Students often stop too early at the quotable paragraph. Experienced researchers know the real work begins there.
Build a short authority ladder
When your research is nearly complete, organise the authorities into a ladder rather than a pile. Put the strongest binding case first, then the case that best applies the principle to similar facts, then any persuasive or supplementary authority that fills a gap.
This helps expose weaknesses before they matter. If your ladder depends on a first instance decision because higher authority is silent, that may be acceptable, but you should know it. If your leading case is strong on principle but remote on facts, you may need a closer application case. If the case law is thin, legislation and commentary on statutory purpose may need greater emphasis.
A structured ladder also makes it easier to write advice, draft submissions and explain research choices to colleagues or clients. Precision is not just about finding more law. It is about selecting the authorities that do the most work with the least friction.
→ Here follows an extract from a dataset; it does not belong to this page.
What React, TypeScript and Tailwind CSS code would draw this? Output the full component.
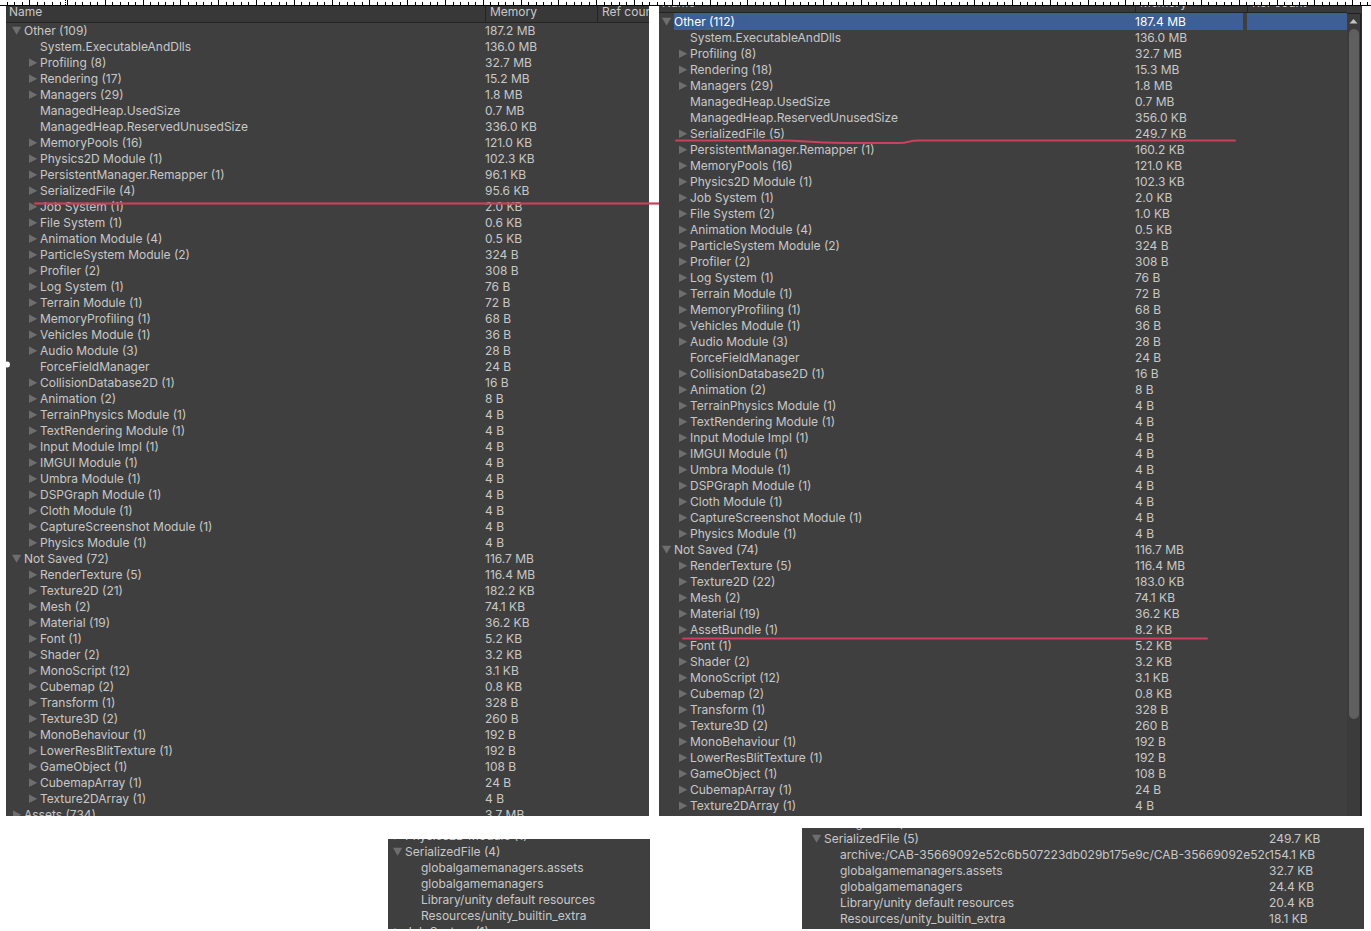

Common mistakes when researching Hong Kong precedents
The usual mistakes are predictable: searching too broadly, trusting headnotes too quickly, ignoring later treatment, overlooking statutory change and confusing persuasive material with binding authority. Another is over-reading a favourable sentence from a case that was decided on a different issue altogether.
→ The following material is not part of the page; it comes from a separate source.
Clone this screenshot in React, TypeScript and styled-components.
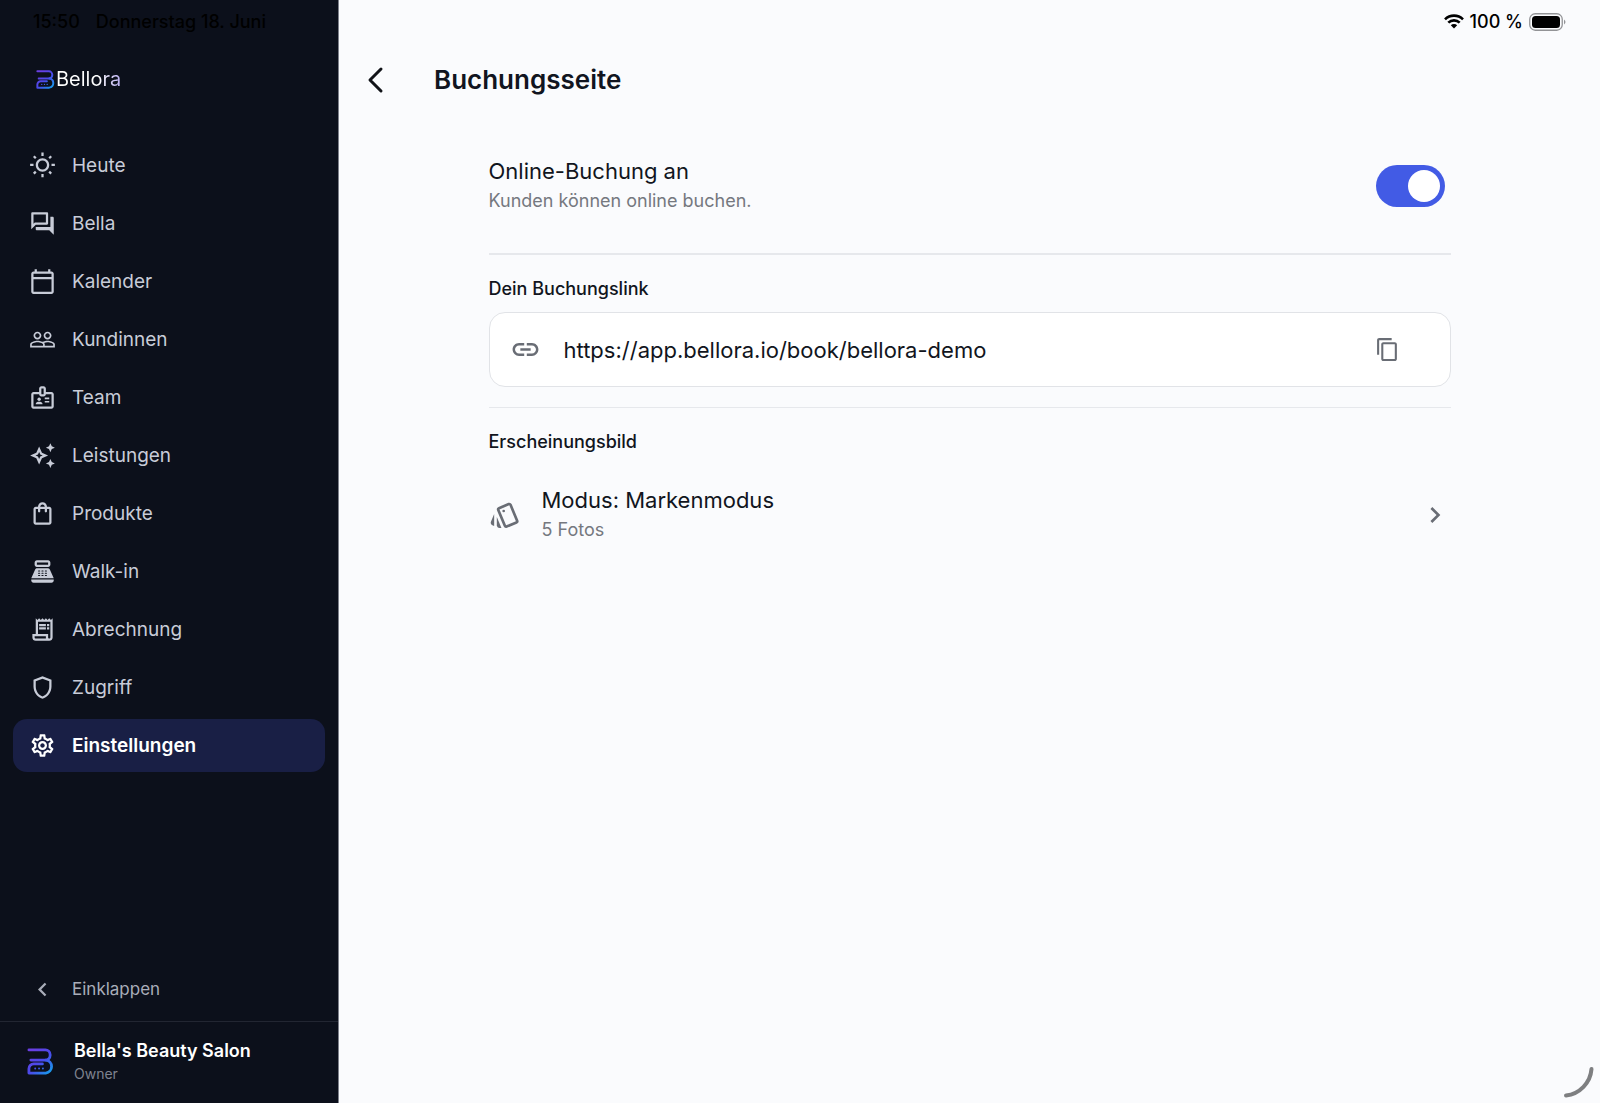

There is also a practical mistake that legal teams know well: spending too long collecting marginal cases. After a certain point, extra authorities do not improve the argument. They dilute it. Better research often looks narrower, not longer.
The aim is confidence, not volume. If your process can surface the leading authorities, show how they have been treated, connect them to the relevant legislation and extract the passages that matter, you are not just researching faster. You are reducing the risk of building on the wrong case.
Good precedent research in Hong Kong is a discipline of controlled judgment. The better your tools and method, the more of your time goes into analysis rather than retrieval – which is exactly where legal value is created.